- [Problem to work on]: Skip every image and restate the data word for word.

- [Source data]:

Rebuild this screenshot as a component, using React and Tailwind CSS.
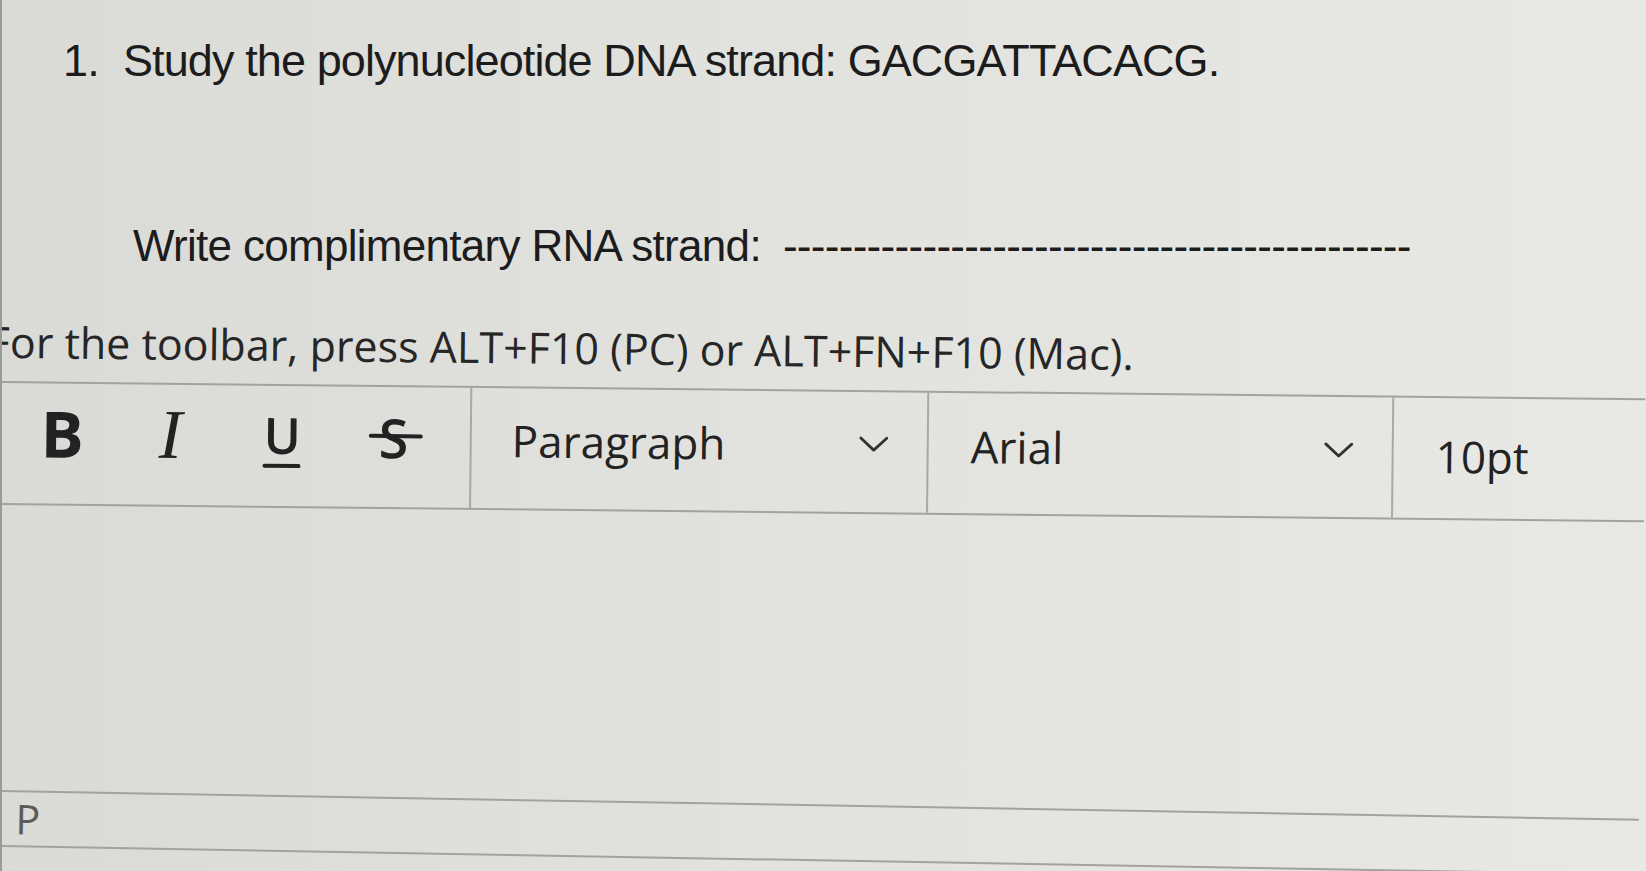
import React from "react";

function Chevron() {
  return (
    <svg width="30" height="18" viewBox="0 0 30 18" fill="none">
      <polyline points="2,3 15,15 28,3" stroke="#333" strokeWidth="2.8" strokeLinecap="round" strokeLinejoin="round" />
    </svg>
  );
}

export default function App() {
  const arial = { fontFamily: '"Liberation Sans", Arial, sans-serif' };
  const open = { fontFamily: '"Open Sans", "Noto Sans", sans-serif' };
  const dashes = "-".repeat(45);
  return (
    <div className="w-[1646px] h-[871px] overflow-hidden bg-linear-to-r from-[#dadad6] via-[#e2e2de] to-[#e8e8e5] border-l-2 border-[#9a9a96] text-[#1c1c1c]">
      <div className="pt-[38px] pl-[61px] flex items-center text-[45px] leading-none tracking-[-0.9px]" style={arial}>
        <span className="w-[60px]">1.</span>
        <span>Study the polynucleotide DNA strand: GACGATTACACG.</span>
      </div>

      <div className="mt-[141px] pl-[131px] flex items-center text-[44px] leading-none tracking-[-0.7px]" style={arial}>
        <span>Write complimentary RNA strand:</span>
        <span className="ml-[22px]">{dashes}</span>
      </div>

      <div className="mt-[52px] origin-top-left rotate-[0.6deg]">
        <div className="ml-[-14px] text-[43px] leading-none text-[#262626] whitespace-nowrap" style={open}>
          For the toolbar, press ALT+F10 (PC) or ALT+FN+F10 (Mac).
        </div>

        <div className="mt-[18px] h-[124px] border-y-2 border-[#a2a29e] flex items-stretch" style={open}>
          <div className="w-[471px] flex items-center pb-[21px] border-r-2 border-[#a8a8a4]">
            <span className="ml-[40px] w-[118px] text-[64px] font-bold leading-none text-[#222]">B</span>
            <span className="w-[104px] text-[70px] italic leading-none text-[#222]" style={{ fontFamily: '"Liberation Serif", "Times New Roman", serif' }}>I</span>
            <span className="w-[104px] flex flex-col items-start pt-[6px]">
              <span className="text-[50px] font-semibold leading-none text-[#222] pl-[1px]">U</span>
              <span className="mt-[4px] w-[38px] h-[4px] bg-[#222] rounded-full"></span>
            </span>
            <span className="relative text-[54px] font-semibold leading-none text-[#222] pl-[12px]">
              S
              <span className="absolute left-[2px] top-[24px] w-[54px] h-[4px] bg-[#222] rounded-full"></span>
            </span>
          </div>
          <div className="w-[457px] flex items-center justify-between pl-[40px] pr-[38px] pb-[17px] border-r-2 border-[#a8a8a4]">
            <span className="text-[44px] leading-none text-[#222]">Paragraph</span>
            <Chevron />
          </div>
          <div className="w-[465px] flex items-center justify-between pl-[42px] pr-[38px] pb-[15px] border-r-2 border-[#a8a8a4]">
            <span className="text-[44px] leading-none text-[#222]">Arial</span>
            <Chevron />
          </div>
          <div className="flex-1 flex items-center pl-[42px] pb-[4px]">
            <span className="text-[44px] leading-none text-[#222]">10pt</span>
          </div>
        </div>

        <div className="origin-top-left rotate-[0.4deg]">
          <div className="h-[285px]"></div>
          <div className="h-[57px] border-y-2 border-[#a2a29e] flex items-center pl-[21px]" style={open}>
            <span className="text-[41px] leading-none text-[#5a5a5a]">P</span>
          </div>
        </div>
      </div>
    </div>
  );
}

- [Final answer]:
Rebuild this screenshot as a component, using React and Tailwind CSS.
import React from "react";

function Chevron() {
  return (
    <svg width="30" height="18" viewBox="0 0 30 18" fill="none">
      <polyline points="2,3 15,15 28,3" stroke="#333" strokeWidth="2.8" strokeLinecap="round" strokeLinejoin="round" />
    </svg>
  );
}

export default function App() {
  const arial = { fontFamily: '"Liberation Sans", Arial, sans-serif' };
  const open = { fontFamily: '"Open Sans", "Noto Sans", sans-serif' };
  const dashes = "-".repeat(45);
  return (
    <div className="w-[1646px] h-[871px] overflow-hidden bg-linear-to-r from-[#dadad6] via-[#e2e2de] to-[#e8e8e5] border-l-2 border-[#9a9a96] text-[#1c1c1c]">
      <div className="pt-[38px] pl-[61px] flex items-center text-[45px] leading-none tracking-[-0.9px]" style={arial}>
        <span className="w-[60px]">1.</span>
        <span>Study the polynucleotide DNA strand: GACGATTACACG.</span>
      </div>

      <div className="mt-[141px] pl-[131px] flex items-center text-[44px] leading-none tracking-[-0.7px]" style={arial}>
        <span>Write complimentary RNA strand:</span>
        <span className="ml-[22px]">{dashes}</span>
      </div>

      <div className="mt-[52px] origin-top-left rotate-[0.6deg]">
        <div className="ml-[-14px] text-[43px] leading-none text-[#262626] whitespace-nowrap" style={open}>
          For the toolbar, press ALT+F10 (PC) or ALT+FN+F10 (Mac).
        </div>

        <div className="mt-[18px] h-[124px] border-y-2 border-[#a2a29e] flex items-stretch" style={open}>
          <div className="w-[471px] flex items-center pb-[21px] border-r-2 border-[#a8a8a4]">
            <span className="ml-[40px] w-[118px] text-[64px] font-bold leading-none text-[#222]">B</span>
            <span className="w-[104px] text-[70px] italic leading-none text-[#222]" style={{ fontFamily: '"Liberation Serif", "Times New Roman", serif' }}>I</span>
            <span className="w-[104px] flex flex-col items-start pt-[6px]">
              <span className="text-[50px] font-semibold leading-none text-[#222] pl-[1px]">U</span>
              <span className="mt-[4px] w-[38px] h-[4px] bg-[#222] rounded-full"></span>
            </span>
            <span className="relative text-[54px] font-semibold leading-none text-[#222] pl-[12px]">
              S
              <span className="absolute left-[2px] top-[24px] w-[54px] h-[4px] bg-[#222] rounded-full"></span>
            </span>
          </div>
          <div className="w-[457px] flex items-center justify-between pl-[40px] pr-[38px] pb-[17px] border-r-2 border-[#a8a8a4]">
            <span className="text-[44px] leading-none text-[#222]">Paragraph</span>
            <Chevron />
          </div>
          <div className="w-[465px] flex items-center justify-between pl-[42px] pr-[38px] pb-[15px] border-r-2 border-[#a8a8a4]">
            <span className="text-[44px] leading-none text-[#222]">Arial</span>
            <Chevron />
          </div>
          <div className="flex-1 flex items-center pl-[42px] pb-[4px]">
            <span className="text-[44px] leading-none text-[#222]">10pt</span>
          </div>
        </div>

        <div className="origin-top-left rotate-[0.4deg]">
          <div className="h-[285px]"></div>
          <div className="h-[57px] border-y-2 border-[#a2a29e] flex items-center pl-[21px]" style={open}>
            <span className="text-[41px] leading-none text-[#5a5a5a]">P</span>
          </div>
        </div>
      </div>
    </div>
  );
}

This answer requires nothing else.